[start PROVIDED DATA]

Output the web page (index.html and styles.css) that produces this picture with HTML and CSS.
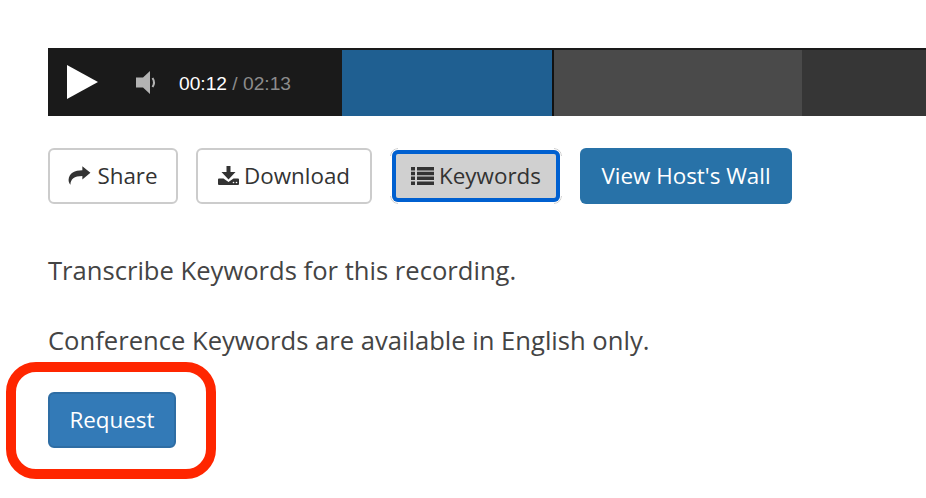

[end PROVIDED DATA]
[start PROVIDED DATA]

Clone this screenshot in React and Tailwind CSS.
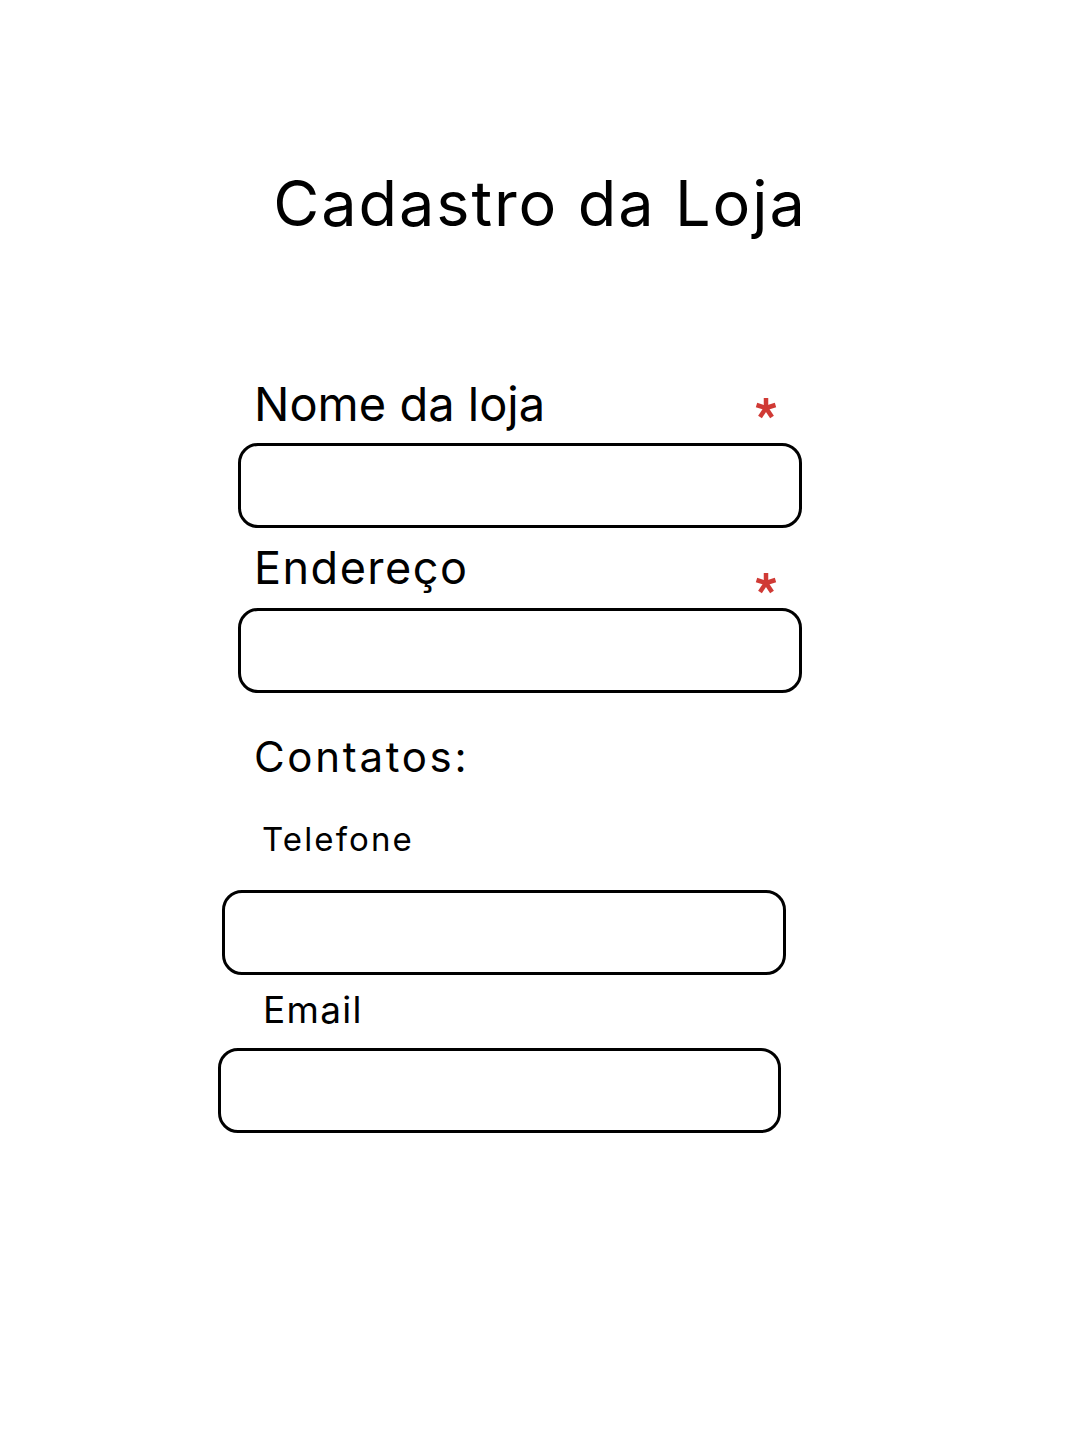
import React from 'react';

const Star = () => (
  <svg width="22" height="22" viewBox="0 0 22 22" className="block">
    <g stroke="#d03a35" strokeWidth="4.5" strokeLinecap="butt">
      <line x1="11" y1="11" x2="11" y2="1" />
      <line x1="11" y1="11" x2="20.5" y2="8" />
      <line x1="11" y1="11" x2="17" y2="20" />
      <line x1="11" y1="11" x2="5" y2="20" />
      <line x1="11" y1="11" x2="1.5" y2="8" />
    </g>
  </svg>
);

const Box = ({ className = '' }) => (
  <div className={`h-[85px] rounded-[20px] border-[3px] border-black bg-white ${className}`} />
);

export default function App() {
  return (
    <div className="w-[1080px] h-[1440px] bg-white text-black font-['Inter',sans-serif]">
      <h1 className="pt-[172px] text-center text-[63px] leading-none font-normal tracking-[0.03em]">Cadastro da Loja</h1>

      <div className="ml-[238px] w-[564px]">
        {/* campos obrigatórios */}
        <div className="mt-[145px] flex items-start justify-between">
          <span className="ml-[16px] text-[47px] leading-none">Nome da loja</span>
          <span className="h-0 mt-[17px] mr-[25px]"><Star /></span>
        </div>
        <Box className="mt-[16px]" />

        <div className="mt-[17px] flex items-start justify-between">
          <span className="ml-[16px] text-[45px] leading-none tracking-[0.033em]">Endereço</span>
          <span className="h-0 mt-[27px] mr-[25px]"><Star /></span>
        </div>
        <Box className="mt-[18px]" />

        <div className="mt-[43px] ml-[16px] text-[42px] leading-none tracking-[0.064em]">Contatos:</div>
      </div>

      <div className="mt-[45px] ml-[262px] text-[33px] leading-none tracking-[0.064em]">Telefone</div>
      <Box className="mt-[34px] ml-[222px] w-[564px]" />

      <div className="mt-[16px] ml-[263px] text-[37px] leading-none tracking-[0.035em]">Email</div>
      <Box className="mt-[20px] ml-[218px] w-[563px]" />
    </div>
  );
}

[end PROVIDED DATA]
[start PROVIDED DATA]

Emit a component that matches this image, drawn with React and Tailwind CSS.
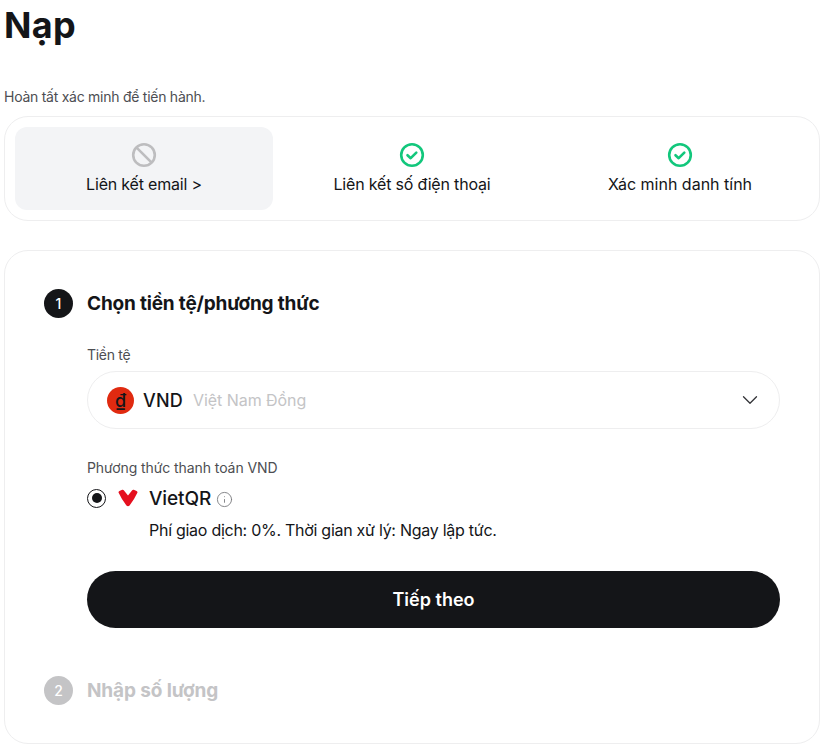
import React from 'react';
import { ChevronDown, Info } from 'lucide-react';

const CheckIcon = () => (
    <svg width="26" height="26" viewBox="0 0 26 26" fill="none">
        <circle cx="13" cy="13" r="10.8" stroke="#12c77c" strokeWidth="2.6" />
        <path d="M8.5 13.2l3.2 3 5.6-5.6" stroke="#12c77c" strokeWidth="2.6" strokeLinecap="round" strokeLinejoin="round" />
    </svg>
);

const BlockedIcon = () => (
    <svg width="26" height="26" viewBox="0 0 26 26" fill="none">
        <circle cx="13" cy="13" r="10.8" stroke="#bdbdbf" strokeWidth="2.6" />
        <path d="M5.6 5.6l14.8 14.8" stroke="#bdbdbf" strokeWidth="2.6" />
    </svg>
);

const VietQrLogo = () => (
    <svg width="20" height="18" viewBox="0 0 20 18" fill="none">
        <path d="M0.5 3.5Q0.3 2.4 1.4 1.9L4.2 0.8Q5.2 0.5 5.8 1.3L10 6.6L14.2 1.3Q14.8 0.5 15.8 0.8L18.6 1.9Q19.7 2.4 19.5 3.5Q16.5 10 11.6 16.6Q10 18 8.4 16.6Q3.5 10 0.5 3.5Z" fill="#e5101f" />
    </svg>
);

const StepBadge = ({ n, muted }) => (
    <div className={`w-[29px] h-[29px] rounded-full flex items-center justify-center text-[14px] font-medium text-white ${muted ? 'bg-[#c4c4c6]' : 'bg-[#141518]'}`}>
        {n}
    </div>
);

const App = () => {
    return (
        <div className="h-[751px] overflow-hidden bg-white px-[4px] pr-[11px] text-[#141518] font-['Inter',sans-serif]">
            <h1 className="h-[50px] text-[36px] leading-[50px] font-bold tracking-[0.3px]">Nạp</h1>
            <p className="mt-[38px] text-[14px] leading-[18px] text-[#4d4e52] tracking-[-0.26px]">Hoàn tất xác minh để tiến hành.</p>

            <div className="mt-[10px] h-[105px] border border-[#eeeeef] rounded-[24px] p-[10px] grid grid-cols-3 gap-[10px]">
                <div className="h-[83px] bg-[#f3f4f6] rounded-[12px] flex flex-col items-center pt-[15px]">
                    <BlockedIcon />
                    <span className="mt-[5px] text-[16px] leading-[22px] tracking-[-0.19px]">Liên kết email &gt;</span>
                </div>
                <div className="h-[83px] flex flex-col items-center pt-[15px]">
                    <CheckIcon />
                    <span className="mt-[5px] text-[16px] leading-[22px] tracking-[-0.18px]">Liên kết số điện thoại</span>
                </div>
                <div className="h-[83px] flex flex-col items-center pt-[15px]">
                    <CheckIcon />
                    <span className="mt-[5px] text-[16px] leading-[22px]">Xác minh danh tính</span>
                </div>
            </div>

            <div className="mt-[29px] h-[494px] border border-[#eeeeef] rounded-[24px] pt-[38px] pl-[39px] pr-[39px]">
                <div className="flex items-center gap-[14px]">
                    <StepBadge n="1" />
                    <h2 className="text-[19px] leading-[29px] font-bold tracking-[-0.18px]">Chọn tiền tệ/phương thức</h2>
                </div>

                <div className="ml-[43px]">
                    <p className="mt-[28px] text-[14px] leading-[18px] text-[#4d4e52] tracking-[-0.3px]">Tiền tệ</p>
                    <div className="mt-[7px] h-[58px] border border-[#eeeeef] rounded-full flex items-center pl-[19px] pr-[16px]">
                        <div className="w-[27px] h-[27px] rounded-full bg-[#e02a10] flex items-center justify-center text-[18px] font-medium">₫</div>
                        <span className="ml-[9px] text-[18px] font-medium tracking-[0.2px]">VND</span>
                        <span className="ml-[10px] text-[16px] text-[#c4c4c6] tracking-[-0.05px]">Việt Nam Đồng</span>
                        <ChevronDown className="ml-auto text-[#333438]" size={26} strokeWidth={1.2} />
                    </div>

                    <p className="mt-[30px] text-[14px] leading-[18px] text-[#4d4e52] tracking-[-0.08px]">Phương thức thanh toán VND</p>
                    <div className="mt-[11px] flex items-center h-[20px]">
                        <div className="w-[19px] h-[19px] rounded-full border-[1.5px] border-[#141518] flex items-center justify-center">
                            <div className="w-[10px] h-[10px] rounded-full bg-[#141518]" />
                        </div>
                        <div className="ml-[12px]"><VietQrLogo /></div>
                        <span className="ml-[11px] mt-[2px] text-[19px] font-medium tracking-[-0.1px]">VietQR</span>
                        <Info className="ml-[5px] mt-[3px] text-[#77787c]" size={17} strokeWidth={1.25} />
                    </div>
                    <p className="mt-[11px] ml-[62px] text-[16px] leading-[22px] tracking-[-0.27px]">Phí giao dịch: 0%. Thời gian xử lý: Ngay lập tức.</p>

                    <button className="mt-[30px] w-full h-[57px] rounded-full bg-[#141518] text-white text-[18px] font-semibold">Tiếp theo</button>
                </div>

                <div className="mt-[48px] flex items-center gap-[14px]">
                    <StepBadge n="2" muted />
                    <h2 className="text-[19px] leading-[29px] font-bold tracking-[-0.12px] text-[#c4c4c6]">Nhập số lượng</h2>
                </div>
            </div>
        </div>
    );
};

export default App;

[end PROVIDED DATA]

GOAL OF THE EXERCISE: Out of the preceding entries, pull every line containing the string "Tailwind".

EXERCISE ANSWER:
Clone this screenshot in React and Tailwind CSS.
Emit a component that matches this image, drawn with React and Tailwind CSS.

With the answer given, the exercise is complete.